NCR Work Term Brief

Overview

I joined NCR Corporation as a Systems Software Engineering Intern, based out of Waterloo, Ontario. I got to work on a lot of high-impact, exciting work related to server software and fullstack development

Server Software

My manager introduced me to an interesting problem at NCR, the company has tens of thousands of virtual machines, but there did not exist any way for us to extract metrics from these machines. We wanted to know VM-metrics such as uptime, CPU load, etc. We also wanted to be able to aggregate this data, and draw correlations.

My solution to this was a highly-scalable and fault-tolerant system service written in Python, with Pandas. This service would connect to a VMWare interface and it would query the tens of thousands of VMs that exist within the company. There were many measure put into place to make sure that this piece of software would be reliable and efficient, such as connection caching and thorough end-to-end testing.

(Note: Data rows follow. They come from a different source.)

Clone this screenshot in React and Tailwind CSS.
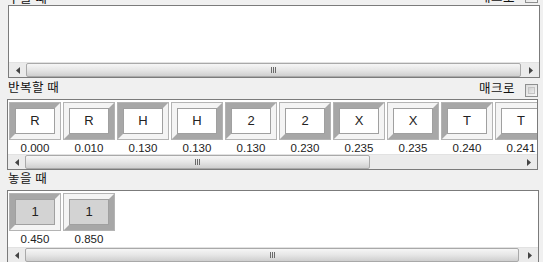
import React from 'react';

const font = { fontFamily: '"Liberation Sans", "Noto Sans CJK KR", sans-serif' };
const krFont = { fontFamily: '"Noto Sans CJK KR", sans-serif' };

const repeatKeys = [
  { k: 'R', t: '0.000', down: true },
  { k: 'R', t: '0.010', down: false },
  { k: 'H', t: '0.130', down: true },
  { k: 'H', t: '0.130', down: false },
  { k: '2', t: '0.130', down: true },
  { k: '2', t: '0.230', down: false },
  { k: 'X', t: '0.235', down: true },
  { k: 'X', t: '0.235', down: false },
  { k: 'T', t: '0.240', down: true },
  { k: 'T', t: '0.241', down: false },
];

const releaseKeys = [
  { k: '1', t: '0.450', down: true },
  { k: '1', t: '0.850', down: false },
];

const Checkbox = () => (
  <div className="w-[13px] h-[13px] border border-[#8e8f8f] bg-gradient-to-br from-[#dcdcdc] to-[#f6f6f6] p-[2px]">
    <div className="w-full h-full border border-[#c4c4c4] bg-gradient-to-br from-[#d0d0d0] to-[#ececec]" />
  </div>
);

const LabelRow = ({ title, macro = true, className = '', textPad = 'pb-[6px]', macroPad = 'pb-[3px]' }) => (
  <div className={`flex justify-between items-end pl-[8px] pr-[5px] ${className}`}>
    <span className={`text-[12.5px] leading-none text-[#111] tracking-[0.5px] ${textPad}`} style={krFont}>
      {title}
    </span>
    {macro && (
      <div className="flex items-end gap-[10px] pb-[2px]">
        <span className={`text-[12.5px] leading-none text-[#111] tracking-[0.5px] ${macroPad}`} style={krFont}>
          매크로
        </span>
        <Checkbox />
      </div>
    )}
  </div>
);

const Arrow = ({ dir }) => (
  <svg width="4" height="7" viewBox="0 0 4 7">
    {dir === 'left' ? <path d="M4 0 L0 3.5 L4 7 Z" fill="#444" /> : <path d="M0 0 L4 3.5 L0 7 Z" fill="#444" />}
  </svg>
);

const ScrollBar = ({ thumb }) => (
  <div className="flex h-[15px] bg-[#ebebeb] border-t border-[#e2e2e2]">
    <div className="w-[17px] flex items-center justify-center">
      <Arrow dir="left" />
    </div>
    <div className="flex-1 flex">
      <div
        className="h-full rounded-[2px] border border-[#a9a9a9] bg-gradient-to-b from-[#f6f6f6] via-[#e6e6e6] to-[#cfcfcf] flex items-center justify-center gap-[1px]"
        style={{ width: thumb }}
      >
        <div className="w-px h-[6px] bg-[#6a6a6a]" />
        <div className="w-px h-[6px] bg-[#6a6a6a]" />
        <div className="w-px h-[6px] bg-[#6a6a6a]" />
      </div>
    </div>
    <div className="w-[17px] flex items-center justify-center">
      <Arrow dir="right" />
    </div>
  </div>
);

const Key = ({ k, t, down, grayFace }) => (
  <div className="flex flex-col items-center w-[50px] shrink-0">
    <div
      className={`w-[50px] h-[36px] border-[5px] ${
        down
          ? 'border-t-[#a7a7a7] border-l-[#a7a7a7] border-b-[#f4f4f4] border-r-[#f4f4f4]'
          : 'border-t-[#f4f4f4] border-l-[#f4f4f4] border-b-[#a7a7a7] border-r-[#a7a7a7]'
      } outline outline-1 outline-[#b4b4b4]`}
    >
      <div
        className={`w-full h-full border border-[#a0a0a0] flex items-center justify-center text-[13px] text-[#222] ${
          grayFace ? 'bg-[#d3d3d3]' : 'bg-white'
        }`}
        style={font}
      >
        {k}
      </div>
    </div>
    <span className="mt-[3px] text-[11.5px] leading-[13px] text-[#222]" style={font}>
      {t}
    </span>
  </div>
);

const Panel = ({ children, thumb, className = '' }) => (
  <div className={`border border-[#7b7b7b] bg-white flex flex-col ${className}`}>
    <div className="flex-1 overflow-hidden">{children}</div>
    <ScrollBar thumb={thumb} />
  </div>
);

export default function App() {
  return (
    <div className="w-[543px] h-[262px] overflow-hidden bg-[#f0f0f0]">
      <LabelRow title="누를 때" className="-mt-[12px] h-[17px]" textPad="pb-[1px]" macroPad="pb-0" />
      <Panel thumb="495px" className="h-[73px] ml-[8px] mr-[3px]" />
      <LabelRow title="반복할 때" className="h-[21px]" />
      <Panel thumb="345px" className="h-[71px] ml-[7px] mr-[5px]">
        <div className="flex gap-[4px] pt-[3px] pl-[2px]">
          {repeatKeys.map((key, i) => (
            <Key key={i} {...key} />
          ))}
        </div>
      </Panel>
      <LabelRow title="놓을 때" macro={false} className="h-[20px]" />
      <Panel thumb="494px" className="h-[73px] ml-[7px] mr-[4px]">
        <div className="flex gap-[4px] pt-[3px] pl-[2px]">
          {releaseKeys.map((key, i) => (
            <Key key={i} {...key} grayFace />
          ))}
        </div>
      </Panel>
    </div>
  );
}
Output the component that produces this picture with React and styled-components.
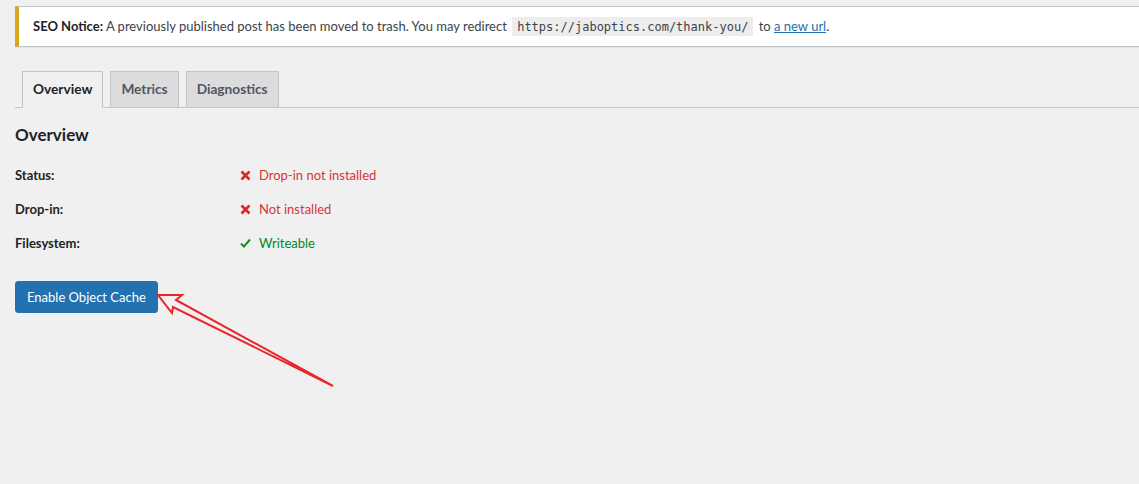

This service would run every day and would both store retrieved metrics historically in a MongoDB database, and would generate a spreadsheet for auditing teams to review if needed. Because of this project, various teams at NCR were able to obtain key metrics about the virtual machine infrastructure inside NCR and make key business decisions.

Full-stack Development

This co-op term was an interesting one, after I finished my server software project, I was approached by one of the general managers in the engineering org and was presented with this problem: NCR has many different webpages that are owned by different stakeholders, the infrastructure team provides these stakeholders with SSL certificates to use, but there doesn't exist any way for us to ensure that these stakeholders will keep their certificates updated, especially if they don't set some kind of reminder for themselves.

The solution we decided on for this problem was to create a web-portal where stakeholders can enter a website, and their contact information. After the information is entered, a service will continously monitor the SSL certificates for the submitted websites, and reach out to the contacts if any of them are reaching expiry time.

This was multi-faceted, the web-portal was implemented with React and Express, and the backend service was implemented using NodeJS and MongoDB. We still had one more problem to solve; what if the website to be monitored is behind a private network or a firewall? To solve this, I brushed up on my communication protocols and created an incredibly lightweight python agent that can be run on the servers that host internal/firewalled websites. The python agent would securely expose a port for our backend service to connect to using an intermediary network.